2025-10-19 14:33:17 +00:00 · 2021-04-30 17:41:00 +02:00 · 2021-04-30 17:41:00 +02:00 · 9d577dac57
commit 9d577dac57
parent 9293375790
2 changed files with 5 additions and 4 deletions
--- a/README.md
+++ b/README.md
@ -8,7 +8,7 @@ and [puppeteer](https://github.com/puppeteer/puppeteer) to control one or more b
 Thus far, Browsertrix Crawler supports:

 - Single-container, browser based crawling with multiple headless/headful browsers.
- Support for custom browser behaviors, ysing [Browsertix Behaviors](https://github.com/webrecorder/browsertrix-behaviors) including autoscroll, video autoplay and site-specific behaviors.

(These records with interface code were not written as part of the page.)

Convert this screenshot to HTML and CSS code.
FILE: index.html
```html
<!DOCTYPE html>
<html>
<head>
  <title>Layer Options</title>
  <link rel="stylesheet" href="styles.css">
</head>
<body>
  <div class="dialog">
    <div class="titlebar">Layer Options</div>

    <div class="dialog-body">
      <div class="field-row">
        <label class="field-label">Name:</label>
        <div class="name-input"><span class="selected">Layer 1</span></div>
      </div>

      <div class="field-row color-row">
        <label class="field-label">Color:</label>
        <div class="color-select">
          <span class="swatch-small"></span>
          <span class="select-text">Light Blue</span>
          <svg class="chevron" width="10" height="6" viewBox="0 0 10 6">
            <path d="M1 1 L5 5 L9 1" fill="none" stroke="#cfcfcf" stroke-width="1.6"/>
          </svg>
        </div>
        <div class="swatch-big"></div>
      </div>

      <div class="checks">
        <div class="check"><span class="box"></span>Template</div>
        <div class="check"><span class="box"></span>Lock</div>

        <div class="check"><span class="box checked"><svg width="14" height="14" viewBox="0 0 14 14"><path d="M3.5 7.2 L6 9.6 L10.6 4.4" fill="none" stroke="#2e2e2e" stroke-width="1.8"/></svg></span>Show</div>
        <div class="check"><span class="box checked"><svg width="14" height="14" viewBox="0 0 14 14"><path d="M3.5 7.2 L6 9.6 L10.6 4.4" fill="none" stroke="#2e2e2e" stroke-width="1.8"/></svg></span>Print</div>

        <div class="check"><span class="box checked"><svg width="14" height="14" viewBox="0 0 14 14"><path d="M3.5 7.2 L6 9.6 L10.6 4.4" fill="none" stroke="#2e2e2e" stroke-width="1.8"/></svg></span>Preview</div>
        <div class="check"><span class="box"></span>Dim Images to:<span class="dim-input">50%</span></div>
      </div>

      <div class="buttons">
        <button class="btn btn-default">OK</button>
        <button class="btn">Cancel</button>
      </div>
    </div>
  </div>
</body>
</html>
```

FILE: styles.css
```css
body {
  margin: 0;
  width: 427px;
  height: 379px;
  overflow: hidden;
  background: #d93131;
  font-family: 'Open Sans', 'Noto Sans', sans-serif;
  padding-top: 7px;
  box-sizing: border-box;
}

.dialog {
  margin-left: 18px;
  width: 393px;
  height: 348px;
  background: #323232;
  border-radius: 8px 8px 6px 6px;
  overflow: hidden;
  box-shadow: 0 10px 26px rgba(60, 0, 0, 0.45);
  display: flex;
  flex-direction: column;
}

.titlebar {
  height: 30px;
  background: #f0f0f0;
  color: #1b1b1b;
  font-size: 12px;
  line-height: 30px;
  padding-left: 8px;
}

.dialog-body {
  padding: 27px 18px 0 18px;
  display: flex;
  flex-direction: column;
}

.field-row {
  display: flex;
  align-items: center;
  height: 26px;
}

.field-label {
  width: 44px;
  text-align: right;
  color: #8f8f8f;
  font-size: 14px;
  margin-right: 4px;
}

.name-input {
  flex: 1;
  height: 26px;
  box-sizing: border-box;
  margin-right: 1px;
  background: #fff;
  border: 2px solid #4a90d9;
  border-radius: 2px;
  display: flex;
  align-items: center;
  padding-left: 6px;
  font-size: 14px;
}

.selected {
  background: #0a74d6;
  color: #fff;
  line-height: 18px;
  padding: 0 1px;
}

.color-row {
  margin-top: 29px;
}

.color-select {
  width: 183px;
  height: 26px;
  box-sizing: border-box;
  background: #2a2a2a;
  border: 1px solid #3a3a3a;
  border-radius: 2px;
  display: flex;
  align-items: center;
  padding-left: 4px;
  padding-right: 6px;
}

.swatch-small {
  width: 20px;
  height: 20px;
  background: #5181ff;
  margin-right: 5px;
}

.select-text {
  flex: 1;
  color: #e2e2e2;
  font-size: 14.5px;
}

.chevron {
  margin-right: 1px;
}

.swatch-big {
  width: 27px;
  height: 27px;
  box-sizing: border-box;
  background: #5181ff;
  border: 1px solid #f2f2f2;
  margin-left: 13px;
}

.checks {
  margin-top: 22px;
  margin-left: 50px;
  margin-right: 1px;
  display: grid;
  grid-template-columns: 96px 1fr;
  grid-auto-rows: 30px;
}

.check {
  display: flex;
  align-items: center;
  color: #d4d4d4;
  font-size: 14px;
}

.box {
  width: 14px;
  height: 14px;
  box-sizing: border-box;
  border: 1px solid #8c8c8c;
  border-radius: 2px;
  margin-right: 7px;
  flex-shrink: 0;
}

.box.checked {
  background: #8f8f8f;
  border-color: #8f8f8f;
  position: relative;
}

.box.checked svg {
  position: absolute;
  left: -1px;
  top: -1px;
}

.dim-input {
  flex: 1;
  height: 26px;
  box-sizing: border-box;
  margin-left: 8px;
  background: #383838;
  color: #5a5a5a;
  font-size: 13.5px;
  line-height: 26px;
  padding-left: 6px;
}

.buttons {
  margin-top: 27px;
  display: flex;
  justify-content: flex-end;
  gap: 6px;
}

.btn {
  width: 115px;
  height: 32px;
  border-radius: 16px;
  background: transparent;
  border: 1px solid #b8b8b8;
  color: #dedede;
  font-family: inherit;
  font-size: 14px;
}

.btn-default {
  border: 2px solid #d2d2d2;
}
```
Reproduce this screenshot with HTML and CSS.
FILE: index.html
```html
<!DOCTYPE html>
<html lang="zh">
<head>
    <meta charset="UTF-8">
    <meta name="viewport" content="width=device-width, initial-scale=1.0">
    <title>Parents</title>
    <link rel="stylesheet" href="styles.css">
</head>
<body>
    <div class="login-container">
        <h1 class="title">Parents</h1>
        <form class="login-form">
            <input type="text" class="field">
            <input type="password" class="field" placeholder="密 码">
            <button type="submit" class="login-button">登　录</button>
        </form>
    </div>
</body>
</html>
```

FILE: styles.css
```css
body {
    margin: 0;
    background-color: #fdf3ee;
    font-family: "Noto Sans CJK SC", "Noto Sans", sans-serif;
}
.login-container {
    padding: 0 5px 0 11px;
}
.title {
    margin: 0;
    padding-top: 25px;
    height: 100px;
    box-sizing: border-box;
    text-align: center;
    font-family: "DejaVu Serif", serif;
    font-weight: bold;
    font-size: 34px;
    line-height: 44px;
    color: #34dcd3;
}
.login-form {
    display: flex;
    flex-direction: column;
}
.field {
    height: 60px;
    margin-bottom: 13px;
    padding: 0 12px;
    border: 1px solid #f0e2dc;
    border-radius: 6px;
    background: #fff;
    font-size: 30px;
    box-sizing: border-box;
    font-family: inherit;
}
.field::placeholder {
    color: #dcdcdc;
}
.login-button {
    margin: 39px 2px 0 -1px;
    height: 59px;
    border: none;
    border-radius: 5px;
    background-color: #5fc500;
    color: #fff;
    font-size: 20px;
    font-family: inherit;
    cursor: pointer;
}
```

+- Support for custom browser behaviors, using [Browsertix Behaviors](https://github.com/webrecorder/browsertrix-behaviors) including autoscroll, video autoplay and site-specific behaviors.

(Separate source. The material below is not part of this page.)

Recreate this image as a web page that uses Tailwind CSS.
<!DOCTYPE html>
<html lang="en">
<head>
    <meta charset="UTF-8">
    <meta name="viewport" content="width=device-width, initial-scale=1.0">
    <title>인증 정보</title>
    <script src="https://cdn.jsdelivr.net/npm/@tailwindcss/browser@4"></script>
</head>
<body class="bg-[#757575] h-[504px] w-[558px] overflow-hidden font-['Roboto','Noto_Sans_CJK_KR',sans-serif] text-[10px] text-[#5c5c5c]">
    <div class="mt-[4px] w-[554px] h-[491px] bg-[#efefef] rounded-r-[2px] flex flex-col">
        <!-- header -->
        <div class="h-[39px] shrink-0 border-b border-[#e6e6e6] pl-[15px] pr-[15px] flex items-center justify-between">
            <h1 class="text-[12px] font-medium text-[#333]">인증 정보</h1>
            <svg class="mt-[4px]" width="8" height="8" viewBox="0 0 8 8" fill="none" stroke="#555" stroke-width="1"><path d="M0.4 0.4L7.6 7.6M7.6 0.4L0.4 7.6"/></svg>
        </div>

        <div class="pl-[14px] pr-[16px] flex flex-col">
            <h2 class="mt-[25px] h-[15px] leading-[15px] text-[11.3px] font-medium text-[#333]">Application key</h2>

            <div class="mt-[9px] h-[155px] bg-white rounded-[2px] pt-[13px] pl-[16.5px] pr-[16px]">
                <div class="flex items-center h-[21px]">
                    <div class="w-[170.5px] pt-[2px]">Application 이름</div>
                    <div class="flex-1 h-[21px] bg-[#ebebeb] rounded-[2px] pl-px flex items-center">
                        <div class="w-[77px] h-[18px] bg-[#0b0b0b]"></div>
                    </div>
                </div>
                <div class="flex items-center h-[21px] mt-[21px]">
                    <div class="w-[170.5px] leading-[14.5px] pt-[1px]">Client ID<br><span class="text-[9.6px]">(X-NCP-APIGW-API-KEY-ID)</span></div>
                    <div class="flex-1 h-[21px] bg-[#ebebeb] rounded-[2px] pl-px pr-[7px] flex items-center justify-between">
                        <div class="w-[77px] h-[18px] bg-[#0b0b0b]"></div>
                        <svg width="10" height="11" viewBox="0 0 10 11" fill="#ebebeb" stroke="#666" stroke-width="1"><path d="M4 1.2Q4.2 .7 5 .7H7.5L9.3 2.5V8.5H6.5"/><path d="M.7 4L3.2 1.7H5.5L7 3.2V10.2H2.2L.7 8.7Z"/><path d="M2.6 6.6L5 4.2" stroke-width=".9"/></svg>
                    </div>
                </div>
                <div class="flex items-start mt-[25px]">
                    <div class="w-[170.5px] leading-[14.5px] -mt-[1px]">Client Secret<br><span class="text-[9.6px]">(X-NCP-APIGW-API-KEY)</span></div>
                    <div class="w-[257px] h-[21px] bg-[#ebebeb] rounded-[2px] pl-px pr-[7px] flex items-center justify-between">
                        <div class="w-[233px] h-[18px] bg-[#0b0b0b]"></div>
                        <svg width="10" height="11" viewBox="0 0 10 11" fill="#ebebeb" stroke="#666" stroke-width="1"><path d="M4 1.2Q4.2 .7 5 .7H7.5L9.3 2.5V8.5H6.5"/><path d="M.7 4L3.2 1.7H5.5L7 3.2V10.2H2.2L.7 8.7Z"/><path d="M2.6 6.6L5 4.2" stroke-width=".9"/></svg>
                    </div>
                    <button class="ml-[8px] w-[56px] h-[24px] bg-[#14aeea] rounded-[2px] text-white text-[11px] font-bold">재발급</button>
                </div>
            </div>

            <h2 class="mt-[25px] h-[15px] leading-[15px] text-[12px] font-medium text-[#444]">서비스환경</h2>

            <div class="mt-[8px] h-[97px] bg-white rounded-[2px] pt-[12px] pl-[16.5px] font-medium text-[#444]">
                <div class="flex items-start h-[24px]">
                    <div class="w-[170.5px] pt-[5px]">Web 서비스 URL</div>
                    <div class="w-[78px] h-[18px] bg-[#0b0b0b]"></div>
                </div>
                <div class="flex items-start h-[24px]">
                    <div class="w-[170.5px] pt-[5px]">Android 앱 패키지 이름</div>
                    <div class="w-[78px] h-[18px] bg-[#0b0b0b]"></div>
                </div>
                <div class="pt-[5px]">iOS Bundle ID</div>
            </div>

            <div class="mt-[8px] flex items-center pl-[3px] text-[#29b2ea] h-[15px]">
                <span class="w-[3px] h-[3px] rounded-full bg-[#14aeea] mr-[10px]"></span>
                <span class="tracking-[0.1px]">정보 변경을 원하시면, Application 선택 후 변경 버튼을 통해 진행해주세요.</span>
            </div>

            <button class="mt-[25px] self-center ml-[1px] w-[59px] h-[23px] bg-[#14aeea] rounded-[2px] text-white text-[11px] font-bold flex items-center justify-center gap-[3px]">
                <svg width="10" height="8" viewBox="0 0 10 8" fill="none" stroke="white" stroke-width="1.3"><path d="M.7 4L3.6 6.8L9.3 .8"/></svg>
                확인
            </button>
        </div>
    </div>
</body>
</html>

 - Optimized (non-browser) capture of non-HTML resources.
 - Extensible Puppeteer driver script for customizing behavior per crawl or page.

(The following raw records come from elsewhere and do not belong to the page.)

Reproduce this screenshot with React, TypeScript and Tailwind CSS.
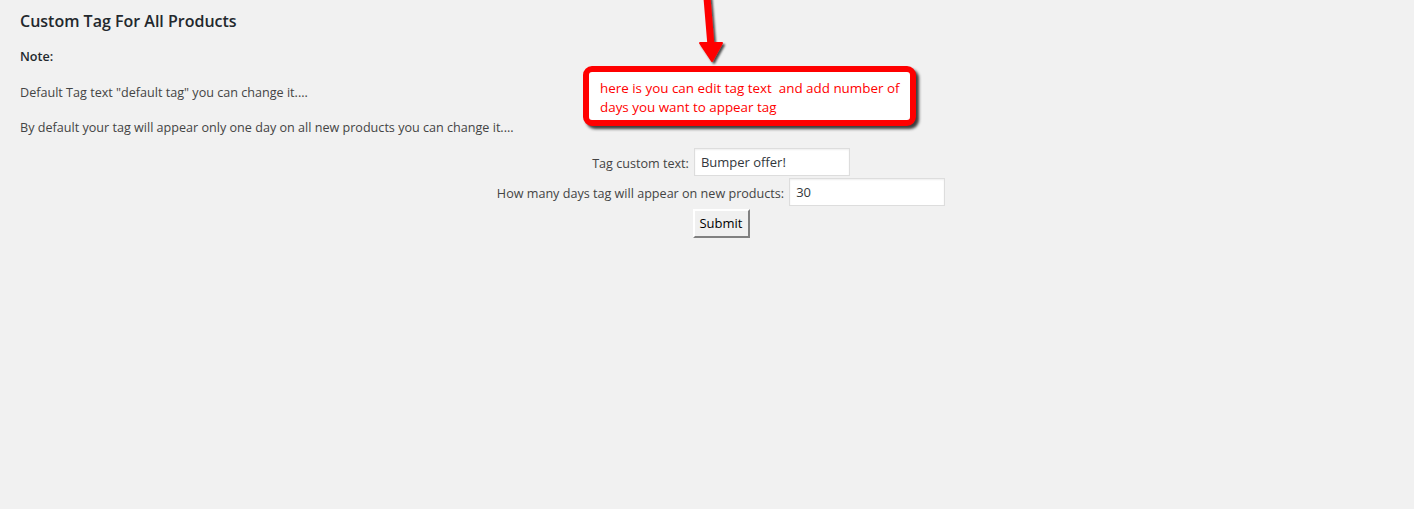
import React from 'react';

function Callout() {
  return (
    <div className="pointer-events-none absolute left-0 top-0">
      <svg className="absolute left-[696px] top-0" width="32" height="66" viewBox="0 0 32 66">
        <defs>
          <filter id="sh" x="-50%" y="-50%" width="200%" height="200%">
            <feDropShadow dx="2" dy="2" stdDeviation="1.2" floodColor="#000" floodOpacity="0.7" />
          </filter>
        </defs>
        <g filter="url(#sh)">
          <path d="M11 -2 L15 46" stroke="#ff0000" strokeWidth="7" strokeLinecap="round" />
          <path d="M4 43 L26 43 L16 61 Z" fill="#ff0000" stroke="#ff0000" strokeWidth="2" strokeLinejoin="round" />
        </g>
      </svg>
      <div className="absolute left-[583px] top-[66px] h-[60px] w-[333px] rounded-[9px] border-[6px] border-[#ff0000] bg-white pl-[11px] pt-[7px] text-[13.4px] leading-[19px] text-[#ff0000] shadow-[3px_3px_3px_rgba(0,0,0,0.75)]">
        here is you can edit tag text&nbsp; and add number of
        <br />
        days you want to appear tag
      </div>
    </div>
  );
}

export default function App() {
  return (
    <div className="relative min-h-[509px] bg-[#f1f1f1] font-['Open_Sans',sans-serif] text-[12.6px] text-[#444]">
      <div className="px-5 pt-[9px]">
        <h2 className="text-[16px] font-semibold leading-6 text-[#23282d]">Custom Tag For All Products</h2>
        <p className="mt-[14px] font-semibold leading-[19px] text-[#23282d]">Note:</p>
        <p className="mt-[17px] leading-[19px]">Default Tag text "default tag" you can change it....</p>
        <p className="mt-[16px] leading-[19px]">By default your tag will appear only one day on all new products you can change it....</p>
      </div>
      <form className="mt-[11px] flex flex-col items-center pl-[28px]" onSubmit={e => e.preventDefault()}>
        <div className="flex items-center">
          <label className="mr-[5px] mt-[4px]">Tag custom text:</label>
          <input
            defaultValue="Bumper offer!"
            className="h-[28px] w-[156px] border border-[#ddd] bg-white px-[6px] text-[13px] text-[#32373c] shadow-[inset_0_1px_2px_rgba(0,0,0,0.07)] outline-none"
          />
        </div>
        <div className="mt-[2px] flex items-center">
          <label className="mr-[5px] mt-[4px]">How many days tag will appear on new products:</label>
          <input
            defaultValue="30"
            className="h-[28px] w-[156px] border border-[#ddd] bg-white px-[6px] text-[13px] text-[#32373c] shadow-[inset_0_1px_2px_rgba(0,0,0,0.07)] outline-none"
          />
        </div>
        <button
          type="submit"
          className="mt-[3px] h-[29px] w-[57px] border-2 border-t-white border-l-white border-r-[#808080] border-b-[#808080] bg-[#f0f0f0] pt-[1px] text-[13px] text-black"
        >
          Submit
        </button>
      </form>
      <Callout />
    </div>
  );
}
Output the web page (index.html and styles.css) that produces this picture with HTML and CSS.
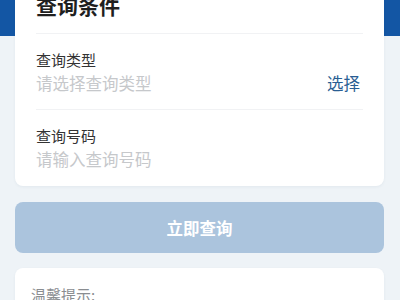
FILE: index.html
```html
<!DOCTYPE html>
<html lang="zh">
<head>
<meta charset="utf-8">
<link rel="stylesheet" href="styles.css">
</head>
<body>
<div class="page">
  <div class="card form">
    <div class="title">查询条件</div>
    <div class="field">
      <div class="label">查询类型</div>
      <div class="row">
        <span class="placeholder">请选择查询类型</span>
        <span class="pick">选择</span>
      </div>
    </div>
    <div class="field last">
      <div class="label">查询号码</div>
      <div class="row">
        <span class="placeholder">请输入查询号码</span>
      </div>
    </div>
  </div>
  <button class="submit">立即查询</button>
  <div class="card tips">
    <div class="tips-title">温馨提示:</div>
  </div>
</div>
</body>
</html>
```

FILE: styles.css
```css
html, body {
  margin: 0;
  padding: 0;
}
body {
  width: 400px;
  height: 300px;
  overflow: hidden;
  background: linear-gradient(#1356a4 0, #1356a4 36px, #eef3f7 36px, #eef3f7 100%);
  font-family: "Noto Sans CJK SC", "Noto Sans", sans-serif;
}
.page {
  padding: 0 16px 0 15px;
}
.card {
  background: #ffffff;
  border-radius: 8px;
  box-shadow: 0 1px 3px rgba(40, 70, 110, 0.06);
}
.form {
  margin-top: -10px;
  padding: 0 21px 0 21px;
}
.title {
  font-size: 21px;
  font-weight: 700;
  color: #1f1f1f;
  line-height: 31px;
  padding-bottom: 12px;
  border-bottom: 1px solid #f1f2f4;
}
.field {
  padding: 15px 0 14px;
  border-bottom: 1px solid #f1f2f4;
}
.field.last {
  border-bottom: none;
  padding-bottom: 15px;
}
.label {
  font-size: 15px;
  line-height: 22px;
  color: #333333;
}
.row {
  display: flex;
  justify-content: space-between;
  align-items: center;
  height: 24px;
}
.placeholder {
  font-size: 16.5px;
  line-height: 24px;
  color: #c6c8cb;
}
.pick {
  font-size: 16.5px;
  line-height: 24px;
  color: #2a5e93;
  margin-right: 3px;
}
.submit {
  display: block;
  width: 100%;
  height: 51px;
  margin-top: 16px;
  border: none;
  border-radius: 8px;
  background: #abc4dd;
  color: #ffffff;
  font-family: "Noto Sans CJK SC", "Noto Sans", sans-serif;
  font-size: 16.5px;
  font-weight: 700;
  padding: 0;
}
.tips {
  margin-top: 15px;
  padding: 16px 16px 20px;
  height: 60px;
}
.tips-title {
  font-size: 15px;
  line-height: 22px;
  color: #8a8d91;
}
```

 - Ability to create and reuse browser profiles with user/password login
--- a/crawler.js
+++ b/crawler.js
@ -617,13 +617,14 @@ class Crawler {
  }

  async extractLinks(page, selector = "a[href]") {
-    let results = null;
+    let results = [];

    try {
-      results = await page.evaluate((selector) => {
+      await Promise.allSettled(page.frames().map(frame => frame.evaluate((selector) => {
        /* eslint-disable-next-line no-undef */
        return [...document.querySelectorAll(selector)].map(elem => elem.href);
-      }, selector);
+      }, selector))).then((linkResults) => {
+        linkResults.forEach((linkResult) => {linkResult.value.forEach(link => results.push(link));});});
    } catch (e) {
      console.warn("Link Extraction failed", e);
      return;